The Altun Shan Reserve is an elongated triangular area on the southern edge of the Taklamakan Desert, just south of the Tarim Basin. The reserve occupies the V-shaped region between the southern slopes of the Altun Shan range on the north and the northern slopes of the Kulun mountain range on the south. The eastern third of the reserve is the Komkul Basin, an arid plateau at an altitude of 4,500 meters. The reserve measures about 800 km west–east, and 200 km north–south. There are no permanent towns or roads in the area.

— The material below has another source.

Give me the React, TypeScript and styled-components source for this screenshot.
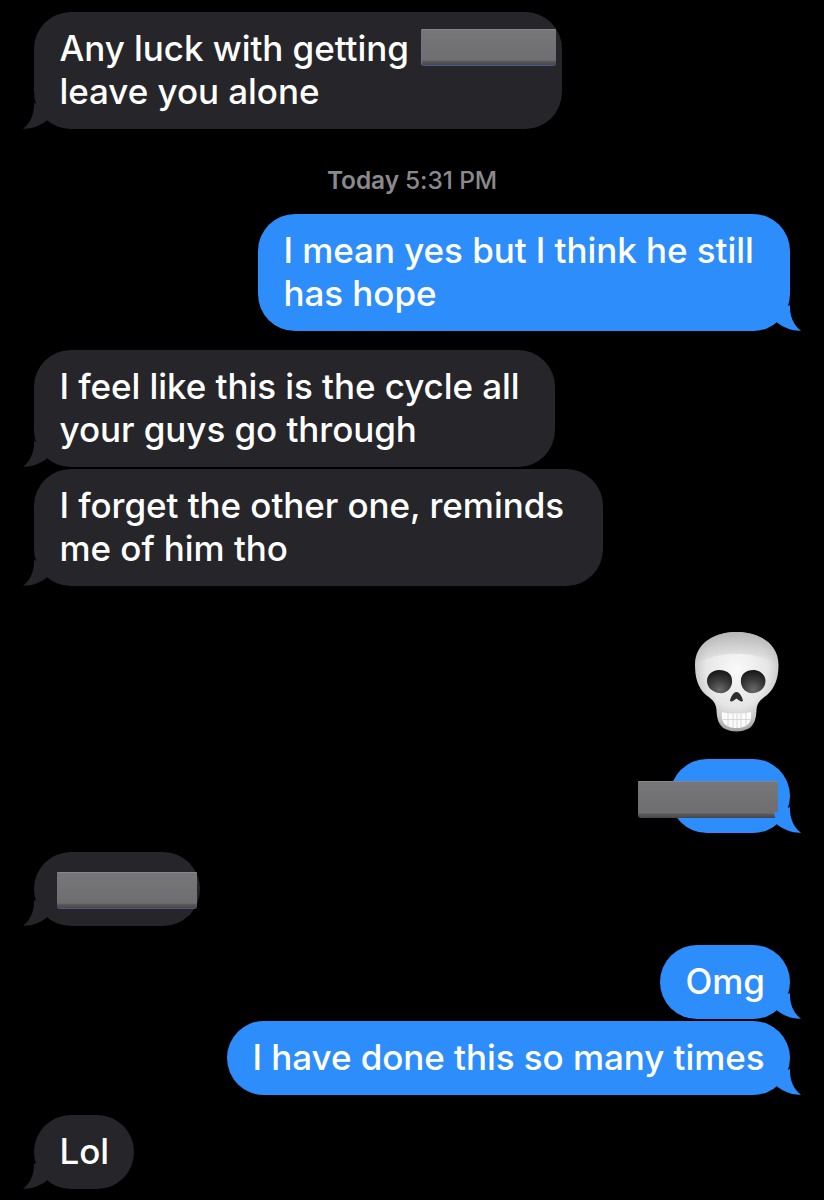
import styled, { createGlobalStyle } from "styled-components";

const GlobalStyle = createGlobalStyle`
  html, body {
    margin: 0;
    padding: 0;
    background: #000;
  }
`;

const Thread = styled.div`
  width: 824px;
  height: 1200px;
  overflow: hidden;
  box-sizing: border-box;
  padding: 12px 34px 0;
  display: flex;
  flex-direction: column;
  background: #000;
  font-family: Inter, "Liberation Sans", sans-serif;
`;

const Bubble = styled.div<{ $mine?: boolean; $width: number; $gap: number }>`
  position: relative;
  box-sizing: border-box;
  width: ${(p) => p.$width}px;
  margin-top: ${(p) => p.$gap}px;
  align-self: ${(p) => (p.$mine ? "flex-end" : "flex-start")};
  padding: 15px 26px 16px 25.5px;
  border-radius: 37px;
  background: ${(p) => (p.$mine ? "#2d8efb" : "#26262a")};
  color: #fff;
  font-size: 35px;
  font-weight: 450;
  line-height: 43px;
  letter-spacing: -0.06px;
  white-space: nowrap;
`;

const TailShape = styled.svg<{ $mine?: boolean }>`
  position: absolute;
  bottom: 0;
  width: 30px;
  height: 30px;
  ${(p) => (p.$mine ? "right: -14px;" : "left: -14px;")}
  ${(p) => (p.$mine ? "transform: scaleX(-1);" : "")}
`;

const Redaction = styled.span`
  position: absolute;
  box-sizing: border-box;
  background: linear-gradient(#777779, #6e6e70 86%, #58585a 90%, #47474b);
  border-top: 1px solid #87878b;
  border-radius: 1px 1px 3px 3px;
`;

const FirstRedaction = styled(Redaction)`
  left: 387px;
  top: 17px;
  width: 135px;
  height: 37px;
  border-left: 1px solid #6a7390;
  border-bottom: 1px solid #4a5a8c;
`;

const MineRedaction = styled(Redaction)`
  left: -32px;
  top: 22px;
  width: 140px;
  height: 37px;
`;

const TheirRedaction = styled(Redaction)`
  left: 23px;
  top: 20px;
  width: 140px;
  height: 37px;
  border-bottom: 1px solid #50587e;
`;

const Timestamp = styled.div`
  margin-top: 38px;
  margin-bottom: 21px;
  align-self: center;
  color: #8a8a8e;
  font-size: 24.5px;
  line-height: 26px;
  font-weight: 600;
  letter-spacing: -0.1px;
`;

const TimeValue = styled.span`
  font-weight: 500;
`;

const SkullWrap = styled.div`
  align-self: flex-end;
  margin-top: 46px;
  margin-right: 11px;
  width: 84px;
  height: 102px;
`;

const Tail = ({ mine }: { mine?: boolean }) => (
  <TailShape $mine={mine} viewBox="0 0 30 30">
    <path
      d="M14 4C14.5 14 11 24 3 29.7C11 30.2 20 27 27 21.5L30 10Z"
      fill={mine ? "#2d8efb" : "#26262a"}
    />
  </TailShape>
);

const Skull = () => (
  <svg viewBox="0 0 84 102" width="84" height="102">
    <defs>
      <radialGradient id="bone" cx="0.5" cy="0.38" r="0.62">
        <stop offset="0" stopColor="#fafafa" />
        <stop offset="0.6" stopColor="#e6e6e6" />
        <stop offset="0.85" stopColor="#c6c6c6" />
        <stop offset="1" stopColor="#a0a0a0" />
      </radialGradient>
      <linearGradient id="dome" x1="0" y1="0" x2="0" y2="1">
        <stop offset="0" stopColor="#adadad" stopOpacity="0.85" />
        <stop offset="1" stopColor="#b8b8b8" stopOpacity="0" />
      </linearGradient>
      <radialGradient id="socket" cx="0.5" cy="0.85" r="0.8">
        <stop offset="0" stopColor="#6a6a6a" />
        <stop offset="0.55" stopColor="#3a3a3a" />
        <stop offset="1" stopColor="#1a1a1a" />
      </radialGradient>
    </defs>
    <path
      d="M41.5 0C62 0 83.5 10 83.5 33C83.5 46 80 56 72 63C65 68 62 71 61.5 78C61 90 58 99 41.5 99.5C25 99 22 90 21.5 78C21 71 18 68 11 63C3 56 0 46 0 33C0 10 21 0 41.5 0Z"
      fill="url(#bone)"
    />
    <path d="M41.5 0C62 0 83.5 10 83.5 33C60 18 23 18 0 33C0 10 21 0 41.5 0Z" fill="url(#dome)" />
    <path d="M24 38C33 38 38 43 37 51C36 58 30 62 24 61C17 60 12 55 12 49C12 43 17 38 24 38Z" fill="url(#socket)" />
    <path d="M58.5 38C50 38 45 43 46 51C47 58 53 62 59 61C66 60 70.5 55 70.5 49C70.5 43 65 38 58.5 38Z" fill="url(#socket)" />
    <path d="M41.5 60C45 60 47.5 66 48 69C46 70.5 44 68 41.5 66.5C39 68 37 70.5 35 69C35.5 66 38 60 41.5 60Z" fill="#2e2e2e" />
    <path d="M27 80C35 82 48 82 56 80C57 89 54 96 41.5 96C29 96 26 89 27 80Z" fill="#fbfbfb" />
    <path d="M33 81V95M38 82V96M42 82V96M46 82V96M51 81V95M27.5 87.5H55.5" stroke="#cfcfcf" strokeWidth="0.8" fill="none" />
  </svg>
);

export default function App() {
  return (
    <>
      <GlobalStyle />
      <Thread>
        <Bubble $width={528} $gap={0}>
          Any luck with getting
          <br />
          leave you alone
          <FirstRedaction />
          <Tail />
        </Bubble>
        <Timestamp>
          Today <TimeValue>5:31 PM</TimeValue>
        </Timestamp>
        <Bubble $mine $width={532} $gap={0}>
          I mean yes but I think he still
          <br />
          has hope
          <Tail mine />
        </Bubble>
        <Bubble $width={521} $gap={19}>
          I feel like this is the cycle all
          <br />
          your guys go through
          <Tail />
        </Bubble>
        <Bubble $width={569} $gap={2}>
          I forget the other one, reminds
          <br />
          me of him tho
          <Tail />
        </Bubble>
        <SkullWrap>
          <Skull />
        </SkullWrap>
        <Bubble $mine $width={120} $gap={25}>
          &nbsp;
          <MineRedaction />
          <Tail mine />
        </Bubble>
        <Bubble $width={166} $gap={19}>
          &nbsp;
          <TheirRedaction />
          <Tail />
        </Bubble>
        <Bubble $mine $width={130} $gap={19}>
          Omg
          <Tail mine />
        </Bubble>
        <Bubble $mine $width={563} $gap={2}>
          I have done this so many times
          <Tail mine />
        </Bubble>
        <Bubble $width={100} $gap={20}>
          Lol
          <Tail />
        </Bubble>
      </Thread>
    </>
  );
}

There are three large lakes in the Kumkol basin of the reserve: Lake Ayakum, Lake Aqqikkal, and Lake Jingyu. All are saline ("salt lakes"). The northernmost, Lake Ayakum, is at an altitude of 12,685 feet and has an area of 283 sqmi. Its depth reaches 74 feet. To the west of Lake Ayakum is Lake Aqqikkal, at an altitude of 13,940 ft, and which is 16 miles across. Lake Jingyu is the southernmost.

==Climate==
Because of its high altitude (over 4,500 meters above sea level) and arid location thousands of kilometers from any ocean and in the rain shadow of the Himalayas and other mountain, the climate of the reserve is "Cold desert climate" (Köppen climate classification "BWk" ). This climate is characterized by hot, dry summers, and very cold, dry winters. At the highest elevations, the climate is a Polar climate (Koppen "ET") with cooler summers but still cold and dry in the winter.

==Ecoregion==
Most of the reserve is in the "North Tibetan Plateau-Kunlun Mountains alpine desert" ecoregion, an area characterized by extreme aridity, high winds, and very cold winters. The northeast of the reserve around Lake Ayakum is in the Qaidam Basin semi-desert ecoregion. Qaidam is the Mongolian word for "salt", and the region is one of gravelly desert and some saline meadows and salt lakes. Temperatures reach an average high of 56.5 F in August, and average lows of -18.6 F in January. There is little to no precipitation in most years, but some frost cover.

==Flora and fauna==
The reserve provides space outside of human development for some of the largest herds of hoofed in Asia: the vulnerable Tibetan wild yak (Bos mutus) (an estimated 10,000), wild ass (30,000), and Tibetan antelope (Pantholops hodgsonii) (up to 75,000). The area is also an important habitat for the endangered Kozlov's Pika, and the relatively common Ladak pika. There are also small populations of dholes (Wild Asiatic dogs). Wolves, Snow leopards and Tibetan blue bears also live in this area.

==Access==
Access is restricted, and high permit fees are required to enter. The soil is fragile and there are no permanent roads.